My suggestion would be to go with:


SOME_CHECK_TERMS = [
  "foo",
  "bar",
  "baz",
]

def some_check_fn(args):
    terms = SOME_CHECK_TERMS
    return some_tool_function(text, terms, blah, blah)

The major advantage there is that you can use from proselint.checks.checker.misc import SOME_CHECK_TERMS to get at that list of terms from anywhere in the codebase — from any codebase, really, even outside of proselint.

But it would also permit combining multiple lists together1 and de-duplicating them, e.g.:

FIRST_SOURCE_TERMS = [...]
SECOND_SOURCE_TERMS = [...]

def some_check_fn():
    terms = list(set(FIRST_SOURCE_TERMS + SECOND_SOURCE_TERMS))

   return some_tool_function(text, terms, blah, blah)
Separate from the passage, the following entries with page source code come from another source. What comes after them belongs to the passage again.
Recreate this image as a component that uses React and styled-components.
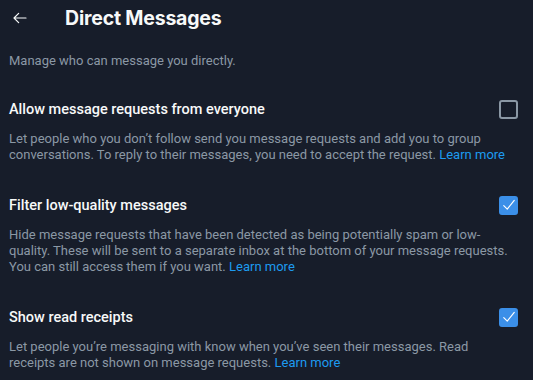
import React from 'react';
import styled, { createGlobalStyle } from 'styled-components';

const GlobalStyle = createGlobalStyle`
  html, body {
    margin: 0;
    background: #171d2a;
  }
  body {
    font-family: Roboto, "Noto Sans", sans-serif;
    color: #f7f9f9;
  }
`;

const Page = styled.div`
  width: 533px;
  height: 380px;
  overflow: hidden;
  background: #171d2a;
`;

const Header = styled.header`
  display: flex;
  align-items: center;
  height: 36px;
  padding: 0 0 0 11px;
`;

const BackButton = styled.button`
  display: flex;
  align-items: center;
  justify-content: center;
  width: 18px;
  height: 18px;
  margin-right: 36px;
  padding: 0;
  border: none;
  background: none;
  color: #f7f9f9;
`;

const Title = styled.h1`
  margin: 0;
  font-family: Inter, Roboto, sans-serif;
  font-size: 19.5px;
  font-weight: 700;
  letter-spacing: -0.2px;
`;

const Intro = styled.p`
  margin: 17px 0 0;
  padding: 0 9px;
  font-size: 13px;
  color: #8b98a5;
`;

const Section = styled.section`
  padding: 0 15px 0 9px;
  margin-top: ${(p) => p.$top}px;
`;

const Row = styled.label`
  display: flex;
  align-items: center;
  justify-content: space-between;
  height: 20px;
`;

const Label = styled.span`
  font-size: 14.5px;
  font-weight: 500;
`;

const Box = styled.span`
  display: flex;
  align-items: center;
  justify-content: center;
  box-sizing: border-box;
  width: 19px;
  height: 19px;
  border-radius: 3px;
  border: 2px solid ${(p) => (p.$checked ? '#3b8fe8' : '#8b98a5')};
  background: ${(p) => (p.$checked ? '#3b8fe8' : 'transparent')};
`;

const Desc = styled.p`
  max-width: 500px;
  margin: 12px 0 0;
  font-size: 13px;
  line-height: 16px;
  color: #8b98a5;
`;

const LearnMore = styled.a`
  color: #1d9bf0;
  text-decoration: none;
`;

const Check = ({ checked }) => (
  <Box $checked={checked}>
    {checked && (
      <svg width="14" height="14" viewBox="0 0 24 24" fill="none" stroke="#fff" strokeWidth="2" strokeLinecap="round" strokeLinejoin="round">
        <path d="M3 13l6 6L21 4" />
      </svg>
    )}
  </Box>
);

const settings = [
  {
    top: 31,
    label: 'Allow message requests from everyone',
    checked: false,
    desc: "Let people who you don\u2019t follow send you message requests and add you to group conversations. To reply to their messages, you need to accept the request.",
  },
  {
    top: 32,
    label: 'Filter low-quality messages',
    checked: true,
    desc: 'Hide message requests that have been detected as being potentially spam or low-quality. These will be sent to a separate inbox at the bottom of your message requests. You can still access them if you want.',
  },
  {
    top: 32,
    label: 'Show read receipts',
    checked: true,
    desc: 'Let people you\u2019re messaging with know when you\u2019ve seen their messages. Read receipts are not shown on message requests.',
  },
];

export default function App() {
  return (
    <Page>
      <GlobalStyle />
      <Header>
        <BackButton aria-label="Back">
          <svg width="16" height="16" viewBox="0 0 24 24" fill="none" stroke="currentColor" strokeWidth="1.8" strokeLinecap="round" strokeLinejoin="round">
            <path d="M21 12H3M10 5l-7 7 7 7" />
          </svg>
        </BackButton>
        <Title>Direct Messages</Title>
      </Header>
      <Intro>Manage who can message you directly.</Intro>
      {settings.map((s) => (
        <Section key={s.label} $top={s.top}>
          <Row>
            <Label>{s.label}</Label>
            <Check checked={s.checked} />
          </Row>
          <Desc>
            {s.desc} <LearnMore href="#">Learn more</LearnMore>
          </Desc>
        </Section>
      ))}
    </Page>
  );
}
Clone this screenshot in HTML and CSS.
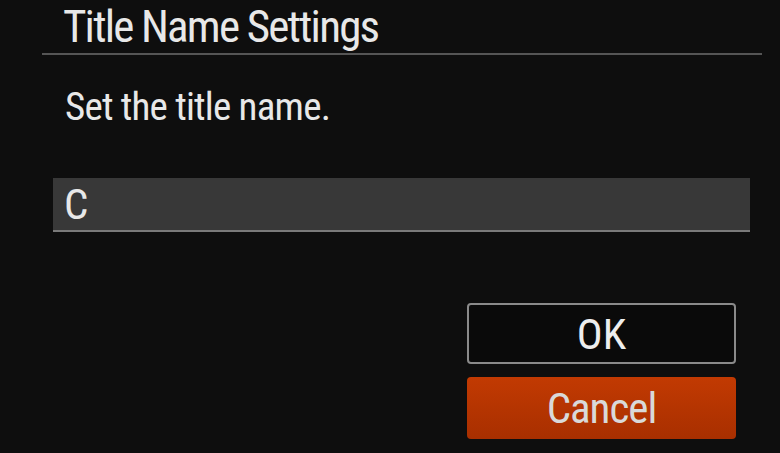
FILE: index.html
```html
<!DOCTYPE html>
<html lang="en">
<head>
    <meta charset="UTF-8">
    <meta name="viewport" content="width=device-width, initial-scale=1.0">
    <title>Title Name Settings</title>
    <link rel="stylesheet" href="styles.css">
</head>
<body>
    <div class="screen">
        <div class="header">
            <h1 class="title">Title Name Settings</h1>
        </div>
        <p class="message">Set the title name.</p>
        <div class="field">C</div>
        <div class="actions">
            <button class="btn btn-ok">OK</button>
            <button class="btn btn-cancel">Cancel</button>
        </div>
    </div>
</body>
</html>
```

FILE: styles.css
```css
body {
    margin: 0;
    background-color: #0e0e0e;
    font-family: Roboto, "Liberation Sans", sans-serif;
    font-stretch: 75%;
    color: #e8e8e8;
}
.screen {
    width: 780px;
    height: 453px;
    overflow: hidden;
}
.header {
    margin-left: 42px;
    width: 720px;
    height: 55px;
    box-sizing: border-box;
    padding-left: 21px;
    border-bottom: 2px solid #555;
}
.title {
    margin: 0;
    font-size: 45px;
    line-height: 53px;
    font-weight: normal;
    letter-spacing: -1.8px;
}
.message {
    margin: 33px 0 0 65px;
    font-size: 39px;
    line-height: 39px;
    letter-spacing: -0.8px;
}
.field {
    margin: 51px 0 0 53px;
    width: 697px;
    height: 54px;
    box-sizing: border-box;
    padding-left: 11px;
    background-color: #383838;
    border-bottom: 2px solid #7a7a7a;
    font-size: 43px;
    line-height: 52px;
}
.actions {
    display: flex;
    flex-direction: column;
    gap: 13px;
    margin: 71px 0 0 467px;
    width: 269px;
}
.btn {
    font-family: inherit;
    font-stretch: inherit;
    font-size: 43px;
    display: flex;
    align-items: center;
    justify-content: center;
    box-sizing: border-box;
    border-radius: 4px;
    padding: 0;
}
.btn-ok {
    height: 61px;
    background-color: #0a0a0a;
    border: 2px solid #8a8a8a;
    color: #eee;
}
.btn-cancel {
    height: 62px;
    border: none;
    background: linear-gradient(#c23a02, #a82f00);
    color: #d9d9d9;
    letter-spacing: -1px;
}
```
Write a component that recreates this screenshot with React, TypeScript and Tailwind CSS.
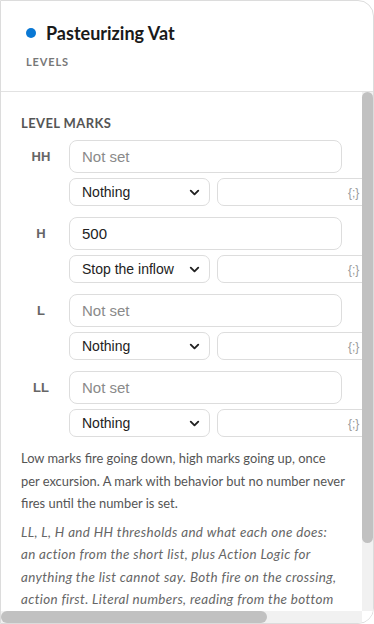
import { ChevronDown } from 'lucide-react';

type Mark = {
  label: string;
  value: string;
  action: string;
};

const marks: Mark[] = [
  { label: 'HH', value: '', action: 'Nothing' },
  { label: 'H', value: '500', action: 'Stop the inflow' },
  { label: 'L', value: '', action: 'Nothing' },
  { label: 'LL', value: '', action: 'Nothing' },
];

function MarkRow({ mark }: { mark: Mark }) {
  return (
    <div className="flex items-start gap-[8px]">
      <div className="flex h-[33px] w-[40px] shrink-0 items-center justify-center font-['Liberation_Sans',Arial,sans-serif] text-[13px] font-bold text-[#666]">
        {mark.label}
      </div>
      <div className="flex min-w-0 flex-1 flex-col gap-[5px]">
        <input
          defaultValue={mark.value}
          placeholder="Not set"
          className="h-[33px] w-full rounded-[8px] border border-[#dddddd] bg-white px-[12px] font-['Liberation_Sans',Arial,sans-serif] text-[15px] text-[#222] outline-none placeholder:text-[#8a8a8a]"
        />
        <div className="flex gap-[7px]">
          <div className="relative h-[28px] w-[141px] shrink-0">
            <select
              defaultValue={mark.action}
              className="h-full w-full appearance-none rounded-[7px] border border-[#dddddd] bg-white pl-[12px] pr-[28px] font-['Liberation_Sans',Arial,sans-serif] text-[14px] text-[#222] outline-none"
            >
              <option>Nothing</option>
              <option>Stop the inflow</option>
              <option>Stop the outflow</option>
              <option>Raise an alarm</option>
            </select>
            <ChevronDown
              size={15}
              strokeWidth={3}
              className="pointer-events-none absolute right-[8px] top-[7px] text-[#222]"
            />
          </div>
          <div className="relative h-[28px] w-[256px] shrink-0 rounded-[7px] border border-[#dddddd] bg-white">
            <span className="absolute left-[130px] top-[5px] font-['Liberation_Sans',Arial,sans-serif] text-[12px] text-[#999]">
              {'{;}'}
            </span>
          </div>
        </div>
      </div>
    </div>
  );
}

export default function App() {
  return (
    <div className="flex h-[624px] w-[374px] flex-col overflow-hidden rounded-r-[16px] border border-[#dcdcdc] bg-white font-['Lato','Open_Sans',sans-serif]">
      <div className="h-[91px] shrink-0 border-b border-[#e2e2e2] pl-[25px] pt-[19px]">
        <div className="flex items-center gap-[10px]">
          <span className="h-[10px] w-[10px] rounded-full bg-[#0a78d4]" />
          <h1 className="text-[18px] leading-[26px] font-bold text-[#1a1a1a]">
            Pasteurizing Vat
          </h1>
        </div>
        <div className="mt-[10px] text-[11px] leading-[12px] font-bold tracking-[0.08em] text-[#777]">
          LEVELS
        </div>
      </div>

      <div className="flex min-h-0 flex-1 flex-col">
        <div className="flex min-h-0 flex-1">
          <div className="min-w-0 flex-1 overflow-hidden">
            <div className="px-[20px] pt-[23px]">
              <div className="text-[13px] leading-[16px] font-bold tracking-[0.03em] text-[#555]">
                LEVEL MARKS
              </div>
              <div className="mt-[9px] flex flex-col gap-[11px]">
                {marks.map((m) => (
                  <MarkRow key={m.label} mark={m} />
                ))}
              </div>
              <p className="mt-[10px] text-[12.9px] leading-[22.5px] whitespace-nowrap text-[#555]">
                Low marks fire going down, high marks going up, once
                <br />
                per excursion. A mark with behavior but no number never
                <br />
                fires until the number is set.
              </p>
              <p className="mt-[6px] text-[13.4px] leading-[22.5px] tracking-[0.35px] whitespace-nowrap text-[#666] italic">
                LL, L, H and HH thresholds and what each one does:
                <br />
                an action from the short list, plus Action Logic for
                <br />
                anything the list cannot say. Both fire on the crossing,
                <br />
                action first. Literal numbers, reading from the bottom
              </p>
            </div>
          </div>
          <div className="flex w-[11px] shrink-0 flex-col bg-[#f1f1f1]">
            <div className="h-[451px] rounded-full bg-[#c1c1c1]" />
          </div>
        </div>
        <div className="flex h-[12px] shrink-0">
          <div className="flex-1 bg-[#f1f1f1]">
            <div className="h-full w-[266px] rounded-full bg-[#c1c1c1]" />
          </div>
          <div className="w-[11px] bg-white" />
        </div>
      </div>
    </div>
  );
}
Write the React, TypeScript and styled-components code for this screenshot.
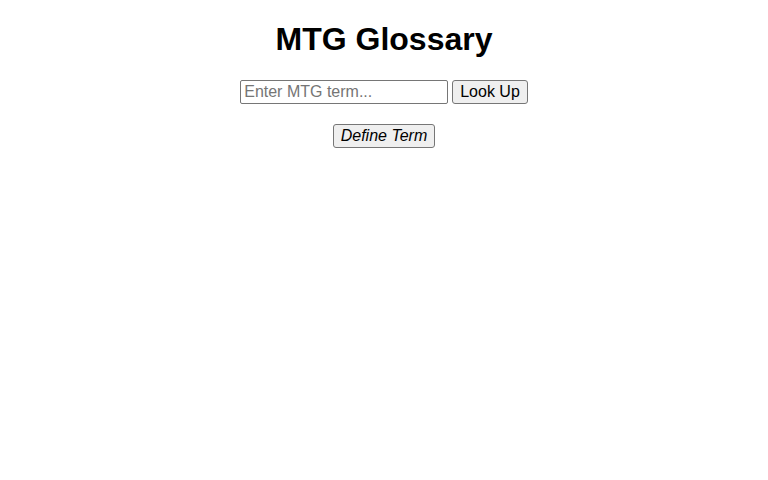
import React, {useState} from "react";
import styled, {createGlobalStyle} from "styled-components";

const GlobalStyle = createGlobalStyle`
  body {
    margin: 0;
    background: #ffffff;
    font-family: "Liberation Sans", Arial, sans-serif;
    color: #000000;
  }
`;

const Page = styled.div`
  display: flex;
  flex-direction: column;
  align-items: center;
`;

const Title = styled.h1`
  font-size: 32px;
  font-weight: bold;
  margin: 21px 0 22px;
  line-height: 37px;
`;

const SearchRow = styled.div`
  display: flex;
  align-items: center;
  gap: 4px;
`;

const TermInput = styled.input`
  box-sizing: border-box;
  width: 208px;
  height: 24px;
  padding: 1px 3px;
  border: 1px solid #767676;
  border-radius: 2px;
  font-family: "Liberation Sans", Arial, sans-serif;
  font-size: 16px;
  color: #000;

  &::placeholder {
    color: #757575;
  }
`;

const Button = styled.button<{ $italic?: boolean }>`
  box-sizing: border-box;
  height: 24px;
  padding: 1px 7px;
  border: 1px solid #767676;
  border-radius: 3px;
  background: #efefef;
  font-family: "Liberation Sans", Arial, sans-serif;
  font-size: 16px;
  font-style: ${p => (p.$italic ? "italic" : "normal")};
  color: #000;
  cursor: pointer;
`;

const DefineRow = styled.div`
  margin-top: 20px;
`;

const App: React.FunctionComponent = () => {
    const [term, setTerm] = useState('');

    return (
        <Page>
            <GlobalStyle/>
            <Title>MTG Glossary</Title>
            <SearchRow>
                <TermInput
                    placeholder="Enter MTG term..."
                    value={term}
                    onChange={e => setTerm(e.target.value)}
                />
                <Button>Look Up</Button>
            </SearchRow>
            <DefineRow>
                <Button $italic>Define Term</Button>
            </DefineRow>
        </Page>
    );
};

export default App;
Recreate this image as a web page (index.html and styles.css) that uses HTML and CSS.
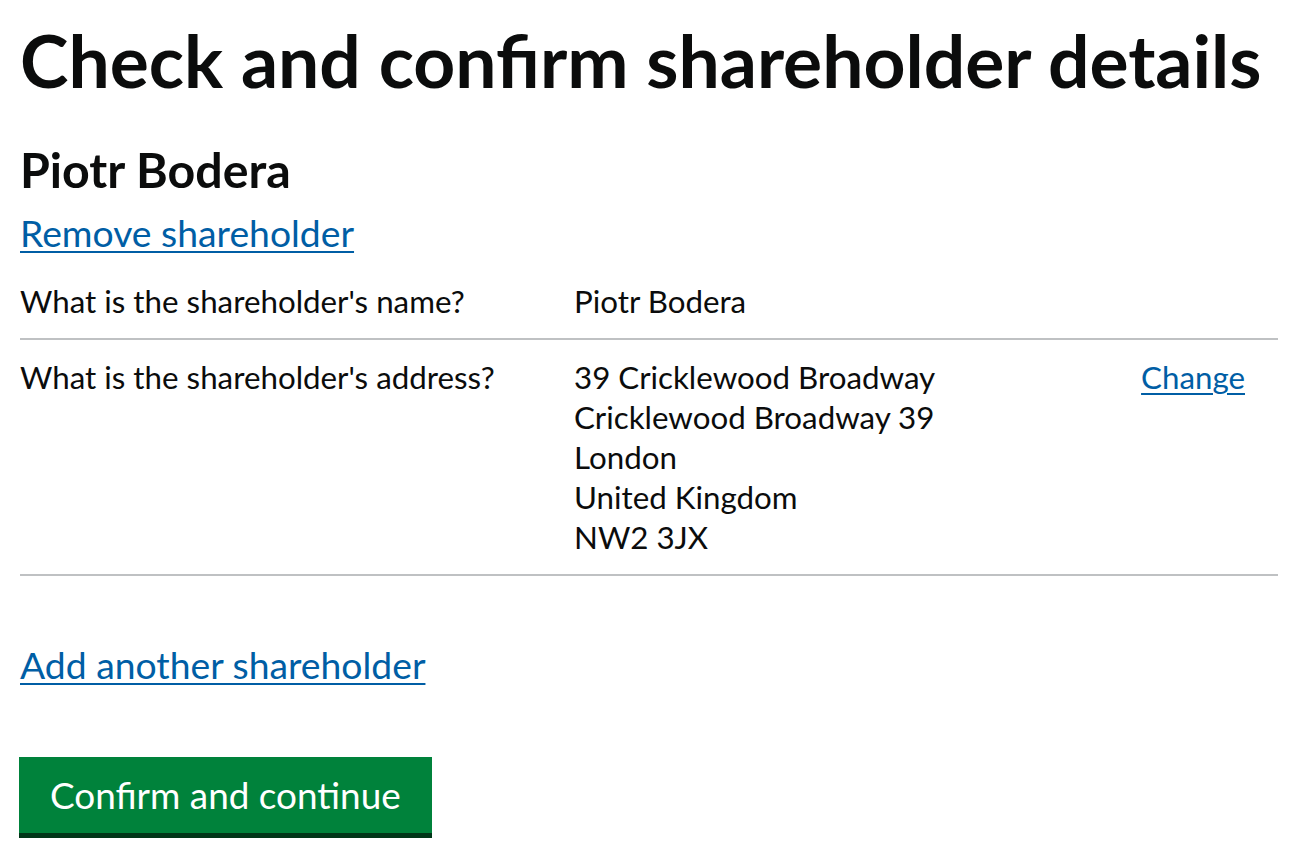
FILE: index.html
```html
<!DOCTYPE html>
<html lang="en">
<head>
<meta charset="utf-8">
<title>Check and confirm shareholder details</title>
<link rel="stylesheet" href="styles.css">
</head>
<body>
<main class="page">
  <h1 class="heading-xl">Check and confirm shareholder details</h1>
  <h2 class="heading-l">Piotr Bodera</h2>
  <a class="link link-lg remove" href="#">Remove shareholder</a>
  <dl class="summary">
    <div class="row">
      <dt class="key">What is the shareholder's name?</dt>
      <dd class="value">Piotr Bodera</dd>
      <dd class="action"></dd>
    </div>
    <div class="row">
      <dt class="key">What is the shareholder's address?</dt>
      <dd class="value">39 Cricklewood Broadway<br>Cricklewood Broadway 39<br>London<br>United Kingdom<br>NW2 3JX</dd>
      <dd class="action"><a class="link" href="#">Change</a></dd>
    </div>
  </dl>
  <a class="link link-lg add" href="#">Add another shareholder</a>
  <div class="actions">
    <button class="button" type="button">Confirm and continue</button>
  </div>
</main>
</body>
</html>
```
FILE: styles.css
```css
* { box-sizing: border-box; }
html, body { margin: 0; padding: 0; background: #ffffff; }
body {
  font-family: "Lato", "Roboto", sans-serif;
  color: #0b0c0c;
}
.page {
  width: 1278px;
  padding-left: 20px;
  display: flex;
  flex-direction: column;
  align-items: flex-start;
}
.heading-xl {
  margin: 20px 0 0;
  font-size: 73.2px;
  line-height: 80px;
  font-weight: 700;
  letter-spacing: 0;
}
.heading-l {
  margin: 41px 0 0;
  font-size: 48.3px;
  line-height: 56px;
  font-weight: 700;
}
.link {
  color: #005ea5;
  text-decoration: underline;
  text-decoration-thickness: 2px;
  text-underline-offset: 4px;
}
.link-lg {
  font-size: 37.3px;
  line-height: 44px;
}
.remove { margin-top: 14px; }
.summary {
  align-self: stretch;
  margin: 9px 0 0;
  font-size: 31.3px;
  line-height: 40px;
}
.row {
  display: grid;
  grid-template-columns: 554px 1fr auto;
  padding: 17px 0;
  border-bottom: 2px solid #bfc1c3;
}
.key, .value, .action { margin: 0; }
.action {
  text-align: right;
  padding-right: 33px;
}
.add { margin-top: 67px; }
.actions { margin-top: 70px; }
.button {
  display: block;
  font-family: "Lato", "Roboto", sans-serif;
  font-size: 36.9px;
  line-height: 44px;
  color: #ffffff;
  background: #00823b;
  border: 0;
  border-bottom: 5px solid #003618;
  border-radius: 0;
  padding: 16px 31px 16px 31px;
  margin: 0 0 0 -1px;
  cursor: pointer;
}
```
Do that, it doesn't matter if the source lists contain redundancies, they'll be dropped in building the final terms list.

Notes

  1. (I like to think I used "combine... together" here only because it was on the duplicate-redundancies list I'd just posted, and seeing it there meant it was on my mind as I was writing this. Because the alternative is that I write tedious, redundant prose.)
Nytelife26 commented 1 month ago

i like that solution, actually. it could simplify testing, too. i think the goal should eventually be to refactor checks to merely return a list of regex-enabled sequences along with their options, and run the existence check once so it can search the source for everything in as few passes as possible, like what you did with reverse_existence_check in #1370.